# Written request
Every line of the listing must be reproduced as it stands. Leave the images behind.

# Data extract

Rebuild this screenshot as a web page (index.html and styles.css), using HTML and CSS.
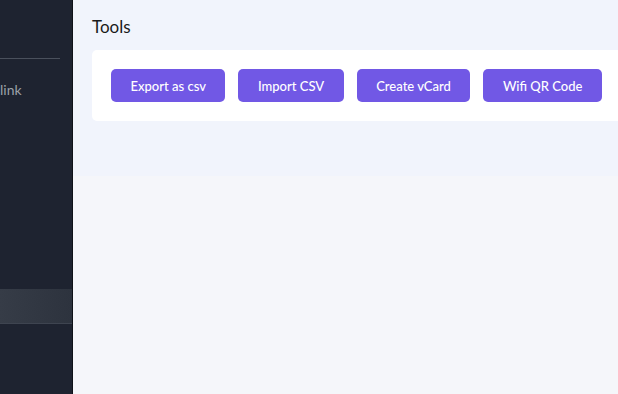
FILE: index.html
```html
<!DOCTYPE html>
<html>
<head>
<meta charset="utf-8">
<link rel="stylesheet" href="styles.css">
</head>
<body>
<div class="app">
  <aside class="sidebar">
    <div class="side-divider"></div>
    <div class="side-link">link</div>
    <div class="side-spacer"></div>
    <div class="side-active"></div>
  </aside>
  <main class="main">
    <section class="tools">
      <h1 class="title">Tools</h1>
      <div class="card">
        <button class="btn">Export as csv</button>
        <button class="btn">Import CSV</button>
        <button class="btn">Create vCard</button>
        <button class="btn">Wifi QR Code</button>
      </div>
    </section>
  </main>
</div>
</body>
</html>
```
FILE: styles.css
```css
* { box-sizing: border-box; }
html, body { margin: 0; padding: 0; height: 100%; }
body { font-family: "Lato", "Open Sans", sans-serif; overflow: hidden; }
.app { display: flex; height: 394px; }
.sidebar {
  width: 73px;
  flex: none;
  background: #1e2330;
  border-right: 1px solid #0f1218;
  display: flex;
  flex-direction: column;
}
.side-divider { margin-top: 58px; height: 1px; width: 60px; background: #4a505c; }
.side-link { margin: 21px 0 0 0; color: #9aa0a8; font-size: 14px; line-height: 20px; }
.side-spacer { height: 189px; }
.side-active {
  height: 35px;
  background: linear-gradient(90deg, #363c47, #2d333e);
  border-bottom: 1px solid #3e4450;
}
.main { flex: 1; background: #f5f6fa; }
.tools { background: #f1f4fc; height: 176px; padding: 16px 0 0 19px; }
.title { margin: 0; font-size: 17px; font-weight: 400; color: #1a1a1a; line-height: 22px; }
.card {
  margin-top: 12px;
  background: #ffffff;
  border-radius: 5px 0 0 5px;
  padding: 19px 19px;
  display: flex;
  gap: 13px;
}
.btn {
  font-family: inherit;
  height: 33px;
  padding: 0 19.5px;
  border: none;
  border-radius: 5px;
  background: #7158e5;
  color: #ffffff;
  font-size: 13px;
  font-weight: 500;
  white-space: nowrap;
}
```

# Response to the task
Rebuild this screenshot as a web page (index.html and styles.css), using HTML and CSS.
FILE: index.html
```html
<!DOCTYPE html>
<html>
<head>
<meta charset="utf-8">
<link rel="stylesheet" href="styles.css">
</head>
<body>
<div class="app">
  <aside class="sidebar">
    <div class="side-divider"></div>
    <div class="side-link">link</div>
    <div class="side-spacer"></div>
    <div class="side-active"></div>
  </aside>
  <main class="main">
    <section class="tools">
      <h1 class="title">Tools</h1>
      <div class="card">
        <button class="btn">Export as csv</button>
        <button class="btn">Import CSV</button>
        <button class="btn">Create vCard</button>
        <button class="btn">Wifi QR Code</button>
      </div>
    </section>
  </main>
</div>
</body>
</html>
```
FILE: styles.css
```css
* { box-sizing: border-box; }
html, body { margin: 0; padding: 0; height: 100%; }
body { font-family: "Lato", "Open Sans", sans-serif; overflow: hidden; }
.app { display: flex; height: 394px; }
.sidebar {
  width: 73px;
  flex: none;
  background: #1e2330;
  border-right: 1px solid #0f1218;
  display: flex;
  flex-direction: column;
}
.side-divider { margin-top: 58px; height: 1px; width: 60px; background: #4a505c; }
.side-link { margin: 21px 0 0 0; color: #9aa0a8; font-size: 14px; line-height: 20px; }
.side-spacer { height: 189px; }
.side-active {
  height: 35px;
  background: linear-gradient(90deg, #363c47, #2d333e);
  border-bottom: 1px solid #3e4450;
}
.main { flex: 1; background: #f5f6fa; }
.tools { background: #f1f4fc; height: 176px; padding: 16px 0 0 19px; }
.title { margin: 0; font-size: 17px; font-weight: 400; color: #1a1a1a; line-height: 22px; }
.card {
  margin-top: 12px;
  background: #ffffff;
  border-radius: 5px 0 0 5px;
  padding: 19px 19px;
  display: flex;
  gap: 13px;
}
.btn {
  font-family: inherit;
  height: 33px;
  padding: 0 19.5px;
  border: none;
  border-radius: 5px;
  background: #7158e5;
  color: #ffffff;
  font-size: 13px;
  font-weight: 500;
  white-space: nowrap;
}
```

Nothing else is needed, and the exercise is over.